In January 1791, President George Washington's Secretary of the Treasury Alexander Hamilton proposed a seemingly innocuous excise tax "upon spirits distilled within the United States, and for appropriating the same."1 What Congress failed to predict was the vehement rejection of this tax by Americans living on the frontier of Western Pennsylvania. By 1794, the Whiskey Rebellion threatened the stability of the nascent United States and forced President Washington to personally lead the United States militia westward to stop the rebels.

George Washington reviewing the troops being deployed against the Whiskey Rebellion - Washington Reviewing the Western Army, at Fort Cumberland, Maryland, ca.1795. [63.201.2]. Courtesy The Metropolitan Museum of Art, New York, NY.
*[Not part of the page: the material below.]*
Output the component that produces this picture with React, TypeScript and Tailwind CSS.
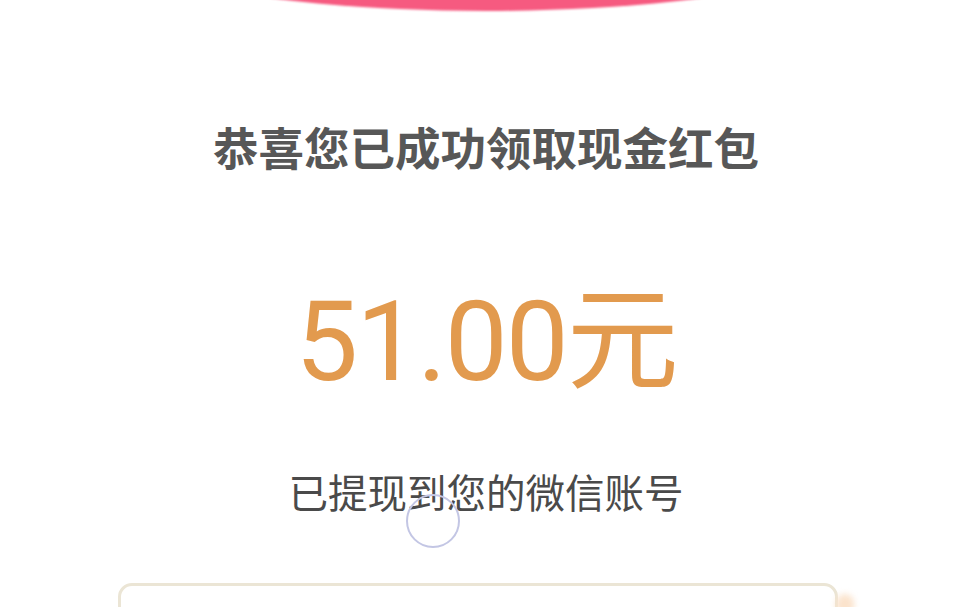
import React from "react";

export default function App() {
  return (
    <div className="relative w-[972px] h-[607px] overflow-hidden bg-white flex flex-col items-center" style={{ fontFamily: '"Noto Sans CJK SC", "Noto Sans", sans-serif' }}>
      <div className="shrink-0 w-[880px] h-[200px] mt-[-189px] rounded-[50%] bg-[#f65a80] blur-[1px]" />
      <div className="shrink-0 mt-[104px] h-[64px] flex items-center text-[45.5px] font-bold leading-none text-[#575757]">
        恭喜您已成功领取现金红包
      </div>
      <div className="shrink-0 mt-[103px] h-[120px] flex items-center text-[#e29a4e] leading-none">
        <span className="text-[112px] tracking-[-2px]" style={{ fontFamily: 'Roboto, "Noto Sans CJK SC", sans-serif' }}>51.00元</span>
      </div>
      <div className="shrink-0 mt-[65px] h-[48px] flex items-center text-[39.5px] leading-none text-[#4a4a4a]">
        已提现到您的微信账号
      </div>
      <div className="shrink-0 mt-[68px] ml-[-17px] w-[720px] h-[60px] rounded-[14px] border-[3px] border-[#ebe5d5] bg-white" />
      <div className="absolute left-[406px] top-[494px] w-[54px] h-[54px] rounded-full border-2 border-[#c3c6e4]" />
      <div className="absolute left-[836px] top-[594px] w-[18px] h-[22px] rounded-full bg-[#fbe3cc] blur-[3px]" />
    </div>
  );
}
By 1791 the United States suffered from significant debt incurred during the Revolutionary War. Secretary Hamilton, a Federalist supporting increased federal authority, intended to use the excise tax to lessen this financial burden. Despite resistance from Anti-Federalists like Thomas Jefferson, Congress passed the legislation. When news of the tax spread to Western Pennsylvania, individuals immediately voiced their displeasure by refusing to pay the tax. Residents viewed this tax as yet another instance of unfair policies dictated by the eastern elite that negatively affected American citizens on the frontier.

Western farmers felt the tax was an abuse of federal authority wrongly targeting a demographic that relied on crops such as corn, rye, and grain to earn a profit. However, shipping this harvest east was dangerous because of poor storage and dangerous roads. As a result, farmers frequently distilled their grain into liquor which was easier to ship and preserve. While large-scale farmers easily incurred the financial strain of an additional tax, indigent farmers were less able to do so without falling into dire financial straits.
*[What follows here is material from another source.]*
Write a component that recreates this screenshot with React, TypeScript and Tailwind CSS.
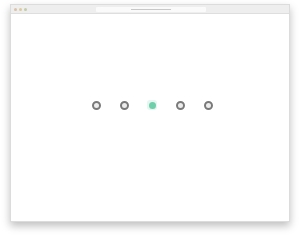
import React from 'react';

const Dot = ({ active = false }: { active?: boolean }) =>
  active ? (
    <div className="w-[10px] h-[10px] rounded-[3px] bg-[#e6f6f0] flex items-center justify-center">
      <div className="w-[7px] h-[7px] rounded-full bg-[#6fcfaa]" />
    </div>
  ) : (
    <div className="w-[10px] h-[10px] flex items-center justify-center">
      <div className="w-[9px] h-[9px] rounded-full border-[2px] border-[#7a7a7a] bg-[#ededed]" />
    </div>
  );

export default function App() {
  return (
    <div className="w-[300px] h-[237px] bg-white pt-[4px] px-[10px]" style={{ fontFamily: '"Liberation Sans", sans-serif' }}>
      <div className="w-[280px] h-[218px] flex flex-col bg-white border border-[#dcdcdc] shadow-[0_4px_8px_rgba(0,0,0,0.25)]">
        {/* title bar */}
        <div className="h-[9px] bg-[#eeeeee] border-b border-[#dedede] flex items-center px-[3px]">
          <div className="flex gap-[2px]">
            <div className="w-[3px] h-[3px] rounded-full bg-[#d9c2a8]" />
            <div className="w-[3px] h-[3px] rounded-full bg-[#dccb9e]" />
            <div className="w-[3px] h-[3px] rounded-full bg-[#c4cca8]" />
          </div>
          <div className="flex-1 flex justify-center">
            <div className="w-[110px] h-[5px] bg-[#fafafa] rounded-[1px] flex items-center justify-center">
              <div className="w-[40px] h-[1px] bg-[#c8c8c8]" />
            </div>
          </div>
          <div className="w-[11px]" />
        </div>
        {/* body */}
        <div className="flex-1 flex justify-center items-start pt-[86px] pl-[4px]">
          <div className="flex gap-[18px]">
            <Dot />
            <Dot />
            <Dot active />
            <Dot />
            <Dot />
          </div>
        </div>
      </div>
    </div>
  );
}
President Washington sought to resolve this dispute peacefully. In 1792, he issued a national proclamation admonishing westerners for their resistance to the "operation of the laws of the United States for raising revenue upon spirits distilled within the same."2 However, by 1794 the protests became violent. In July, nearly 400 whiskey rebels near Pittsburgh set fire to the home of John Neville, the regional tax collection supervisor. Left with little recourse and at the urgings of Secretary Hamilton, Washington organized a militia force of 12,950 men and led them towards Western Pennsylvania, warning locals "not to abet, aid, or comfort the Insurgents aforesaid, as they will answer the contrary at their peril."3

The calling of the militia had the desired effect of essentially ending the Whiskey Rebellion. By the time the militia reached Pittsburgh, the rebels had dispersed and could not be found. The militia apprehended approximately 150 men and tried them for treason. A paucity of evidence and the inability to obtain witnesses hampered the trials. Two men, John Mitchell and Philip Weigel, were found guilty of treason, though both were pardoned by President Washington. By 1802, then President Thomas Jefferson repealed the excise tax on whiskey. Under the eye of President Washington, the nascent United States survived the first true challenge to federal authority.

 

Peter Kotowski 

Loyola University Chicago

 

Notes:
1. "28 January 1791," Journal of the Senate of the United States of America, 1789-1793. A Century of Lawmaking for a New Nation, U.S. Congressional Documents and Debates, 1774-1875.

2. National Gazette, 29 September 1792.

3. Gazette of the United States, 25 September 1794.

Bibliography: 
Baldwin, Leland. Whiskey Rebels: The Story of a Frontier Uprising. Pittsburgh: University of Pittsburgh Press, 1939.

Hogeland, William. The Whiskey Rebellion: George Washington, Alexander Hamilton, and the Frontier Rebels who Challenged America’s Newfound Sovereignty. New York: Simon & Schuster Paperbacks, 2006.

Slaughter, Thomas. The Whiskey Rebellion: Frontier Epilogue to the American Revolution. New York: Oxford University Press, 1986.